The scientist notably thought of his invention as primarily a “brain model, not an invention for pattern recognition” 10 and was aware of its limitations. Nonetheless, the Perceptron illustrates a vision of intelligence based on abstractions and simplifications necessary to represent cognition both on paper and in code.

Rosenblatt’s work is richly illustrated with beautiful drawings in organic strokes, often reminiscent of cell-like structures. Yet, the perceptron’s retina is square, unlike any other eyed organism. And the hand-drawn connections between elements might not allude to living organisms but rather resemble the jumble of wires 11 connecting electronic components in the physical Perceptron, a room-sized apparatus for research experiments with the Perceptron algorithm.

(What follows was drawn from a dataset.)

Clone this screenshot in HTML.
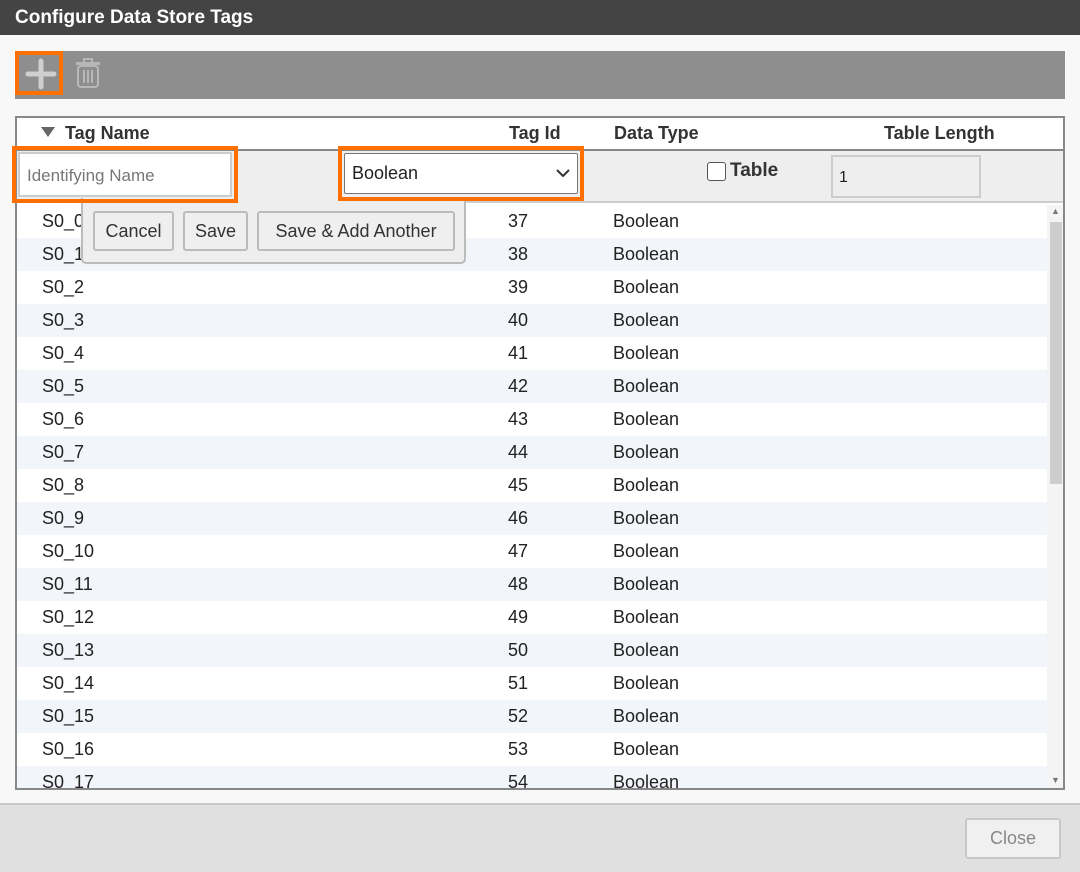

In other publications of the Perceptron research project, we find experiments with different types of diagrams, illustrating perhaps a desire to overcome intricate, pseudo-anatomical references for a more diagrammatic way of representing cognitive functions.

Oliver Selfridge’s Pandemonium, a pattern learning system that learned to translate Morse code into text, is another creatural take on neural networks. Here, demons have replaced analogies of human vision. These creatures recognize and understand, identify with one particular letter and, when their assigned letter is called, shout into the ear of a “decision demon.”

Demons are supernatural beings that can be human or non-human, or spirits that have never inhabited a body. The disembodied demon may be a better stand-in for artificial intelligence than most other creatures, since its appearance shouldn’t be distracting. Nonetheless, the figure of the demon is subject to the same problems of visualization as other concepts that we fail to imagine, except in our own image. It seems we lack the vocabulary and imagery to think and talk about intelligence without either invoking the animate or the spiritual.

In spite of the demonic allegory, the Pandemonium itself was terrestrially mathematical. Across the history of science, demons have been invoked from time to time as thought experiments, or “placeholders of sorts for laws or theories or concepts not yet understood.” 12

Abstract machines

Over the decades, neural networks became increasingly complex. Multiple interconnected layers of neurons were introduced, allowing for more intricate computations and overcoming some of the limitations of early neural nets. Better learning algorithms and increasing computing power allowed for larger, deeper networks devouring ever-growing amounts of data.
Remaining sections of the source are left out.